- [Exercise goal]:
Write out the listing below again, precisely as it is given.

- [Material provided]:

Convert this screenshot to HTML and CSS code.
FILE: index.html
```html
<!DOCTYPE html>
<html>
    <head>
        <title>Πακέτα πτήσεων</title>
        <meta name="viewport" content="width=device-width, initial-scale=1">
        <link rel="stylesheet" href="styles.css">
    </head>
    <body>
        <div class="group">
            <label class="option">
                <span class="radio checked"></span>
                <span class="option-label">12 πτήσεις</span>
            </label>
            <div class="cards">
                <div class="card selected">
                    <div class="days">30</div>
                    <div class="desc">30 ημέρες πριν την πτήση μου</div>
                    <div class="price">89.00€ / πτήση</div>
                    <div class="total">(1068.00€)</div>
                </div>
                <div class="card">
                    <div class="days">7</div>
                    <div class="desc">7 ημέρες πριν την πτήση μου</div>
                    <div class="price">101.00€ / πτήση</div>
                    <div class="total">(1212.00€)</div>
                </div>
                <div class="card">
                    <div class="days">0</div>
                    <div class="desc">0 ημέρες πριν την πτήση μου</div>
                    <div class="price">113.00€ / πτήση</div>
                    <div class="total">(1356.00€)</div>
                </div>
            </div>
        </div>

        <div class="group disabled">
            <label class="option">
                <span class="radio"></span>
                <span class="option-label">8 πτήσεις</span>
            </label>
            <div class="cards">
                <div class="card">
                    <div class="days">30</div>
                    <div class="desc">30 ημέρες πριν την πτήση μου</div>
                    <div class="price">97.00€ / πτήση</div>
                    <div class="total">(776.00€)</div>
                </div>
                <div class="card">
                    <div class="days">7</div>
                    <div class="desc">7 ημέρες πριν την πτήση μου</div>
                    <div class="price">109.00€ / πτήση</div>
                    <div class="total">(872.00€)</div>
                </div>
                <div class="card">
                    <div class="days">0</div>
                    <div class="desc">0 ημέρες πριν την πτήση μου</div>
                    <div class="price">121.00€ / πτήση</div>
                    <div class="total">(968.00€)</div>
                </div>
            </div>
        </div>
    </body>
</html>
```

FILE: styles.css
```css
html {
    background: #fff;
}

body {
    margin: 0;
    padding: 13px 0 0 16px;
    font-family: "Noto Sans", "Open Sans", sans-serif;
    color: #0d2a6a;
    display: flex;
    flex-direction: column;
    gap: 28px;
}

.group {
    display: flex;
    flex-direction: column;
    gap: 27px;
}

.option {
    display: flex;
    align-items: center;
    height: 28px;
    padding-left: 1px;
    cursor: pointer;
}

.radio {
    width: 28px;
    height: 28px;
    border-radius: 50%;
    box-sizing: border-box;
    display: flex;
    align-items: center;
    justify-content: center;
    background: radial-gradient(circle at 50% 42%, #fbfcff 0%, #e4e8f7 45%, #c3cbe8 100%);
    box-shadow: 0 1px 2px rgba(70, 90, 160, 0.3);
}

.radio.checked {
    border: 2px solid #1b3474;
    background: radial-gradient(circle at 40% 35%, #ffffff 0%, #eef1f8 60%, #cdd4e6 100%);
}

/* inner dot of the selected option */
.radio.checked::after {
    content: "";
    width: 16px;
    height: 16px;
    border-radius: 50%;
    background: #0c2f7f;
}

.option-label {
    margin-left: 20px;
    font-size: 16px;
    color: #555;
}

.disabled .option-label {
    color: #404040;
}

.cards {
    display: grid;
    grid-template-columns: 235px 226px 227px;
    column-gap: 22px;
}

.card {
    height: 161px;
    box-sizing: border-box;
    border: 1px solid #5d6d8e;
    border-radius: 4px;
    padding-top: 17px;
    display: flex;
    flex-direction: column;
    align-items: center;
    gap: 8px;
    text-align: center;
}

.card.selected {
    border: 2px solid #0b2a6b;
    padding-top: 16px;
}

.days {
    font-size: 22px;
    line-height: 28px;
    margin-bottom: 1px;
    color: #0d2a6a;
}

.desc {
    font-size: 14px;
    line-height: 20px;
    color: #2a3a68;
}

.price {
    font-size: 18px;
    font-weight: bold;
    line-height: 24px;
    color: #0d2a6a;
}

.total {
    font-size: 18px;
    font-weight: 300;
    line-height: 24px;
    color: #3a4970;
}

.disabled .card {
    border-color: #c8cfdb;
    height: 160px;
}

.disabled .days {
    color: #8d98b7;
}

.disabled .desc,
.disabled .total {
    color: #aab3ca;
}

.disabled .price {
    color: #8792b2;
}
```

- [Task answer]:
Convert this screenshot to HTML and CSS code.
FILE: index.html
```html
<!DOCTYPE html>
<html>
    <head>
        <title>Πακέτα πτήσεων</title>
        <meta name="viewport" content="width=device-width, initial-scale=1">
        <link rel="stylesheet" href="styles.css">
    </head>
    <body>
        <div class="group">
            <label class="option">
                <span class="radio checked"></span>
                <span class="option-label">12 πτήσεις</span>
            </label>
            <div class="cards">
                <div class="card selected">
                    <div class="days">30</div>
                    <div class="desc">30 ημέρες πριν την πτήση μου</div>
                    <div class="price">89.00€ / πτήση</div>
                    <div class="total">(1068.00€)</div>
                </div>
                <div class="card">
                    <div class="days">7</div>
                    <div class="desc">7 ημέρες πριν την πτήση μου</div>
                    <div class="price">101.00€ / πτήση</div>
                    <div class="total">(1212.00€)</div>
                </div>
                <div class="card">
                    <div class="days">0</div>
                    <div class="desc">0 ημέρες πριν την πτήση μου</div>
                    <div class="price">113.00€ / πτήση</div>
                    <div class="total">(1356.00€)</div>
                </div>
            </div>
        </div>

        <div class="group disabled">
            <label class="option">
                <span class="radio"></span>
                <span class="option-label">8 πτήσεις</span>
            </label>
            <div class="cards">
                <div class="card">
                    <div class="days">30</div>
                    <div class="desc">30 ημέρες πριν την πτήση μου</div>
                    <div class="price">97.00€ / πτήση</div>
                    <div class="total">(776.00€)</div>
                </div>
                <div class="card">
                    <div class="days">7</div>
                    <div class="desc">7 ημέρες πριν την πτήση μου</div>
                    <div class="price">109.00€ / πτήση</div>
                    <div class="total">(872.00€)</div>
                </div>
                <div class="card">
                    <div class="days">0</div>
                    <div class="desc">0 ημέρες πριν την πτήση μου</div>
                    <div class="price">121.00€ / πτήση</div>
                    <div class="total">(968.00€)</div>
                </div>
            </div>
        </div>
    </body>
</html>
```

FILE: styles.css
```css
html {
    background: #fff;
}

body {
    margin: 0;
    padding: 13px 0 0 16px;
    font-family: "Noto Sans", "Open Sans", sans-serif;
    color: #0d2a6a;
    display: flex;
    flex-direction: column;
    gap: 28px;
}

.group {
    display: flex;
    flex-direction: column;
    gap: 27px;
}

.option {
    display: flex;
    align-items: center;
    height: 28px;
    padding-left: 1px;
    cursor: pointer;
}

.radio {
    width: 28px;
    height: 28px;
    border-radius: 50%;
    box-sizing: border-box;
    display: flex;
    align-items: center;
    justify-content: center;
    background: radial-gradient(circle at 50% 42%, #fbfcff 0%, #e4e8f7 45%, #c3cbe8 100%);
    box-shadow: 0 1px 2px rgba(70, 90, 160, 0.3);
}

.radio.checked {
    border: 2px solid #1b3474;
    background: radial-gradient(circle at 40% 35%, #ffffff 0%, #eef1f8 60%, #cdd4e6 100%);
}

/* inner dot of the selected option */
.radio.checked::after {
    content: "";
    width: 16px;
    height: 16px;
    border-radius: 50%;
    background: #0c2f7f;
}

.option-label {
    margin-left: 20px;
    font-size: 16px;
    color: #555;
}

.disabled .option-label {
    color: #404040;
}

.cards {
    display: grid;
    grid-template-columns: 235px 226px 227px;
    column-gap: 22px;
}

.card {
    height: 161px;
    box-sizing: border-box;
    border: 1px solid #5d6d8e;
    border-radius: 4px;
    padding-top: 17px;
    display: flex;
    flex-direction: column;
    align-items: center;
    gap: 8px;
    text-align: center;
}

.card.selected {
    border: 2px solid #0b2a6b;
    padding-top: 16px;
}

.days {
    font-size: 22px;
    line-height: 28px;
    margin-bottom: 1px;
    color: #0d2a6a;
}

.desc {
    font-size: 14px;
    line-height: 20px;
    color: #2a3a68;
}

.price {
    font-size: 18px;
    font-weight: bold;
    line-height: 24px;
    color: #0d2a6a;
}

.total {
    font-size: 18px;
    font-weight: 300;
    line-height: 24px;
    color: #3a4970;
}

.disabled .card {
    border-color: #c8cfdb;
    height: 160px;
}

.disabled .days {
    color: #8d98b7;
}

.disabled .desc,
.disabled .total {
    color: #aab3ca;
}

.disabled .price {
    color: #8792b2;
}
```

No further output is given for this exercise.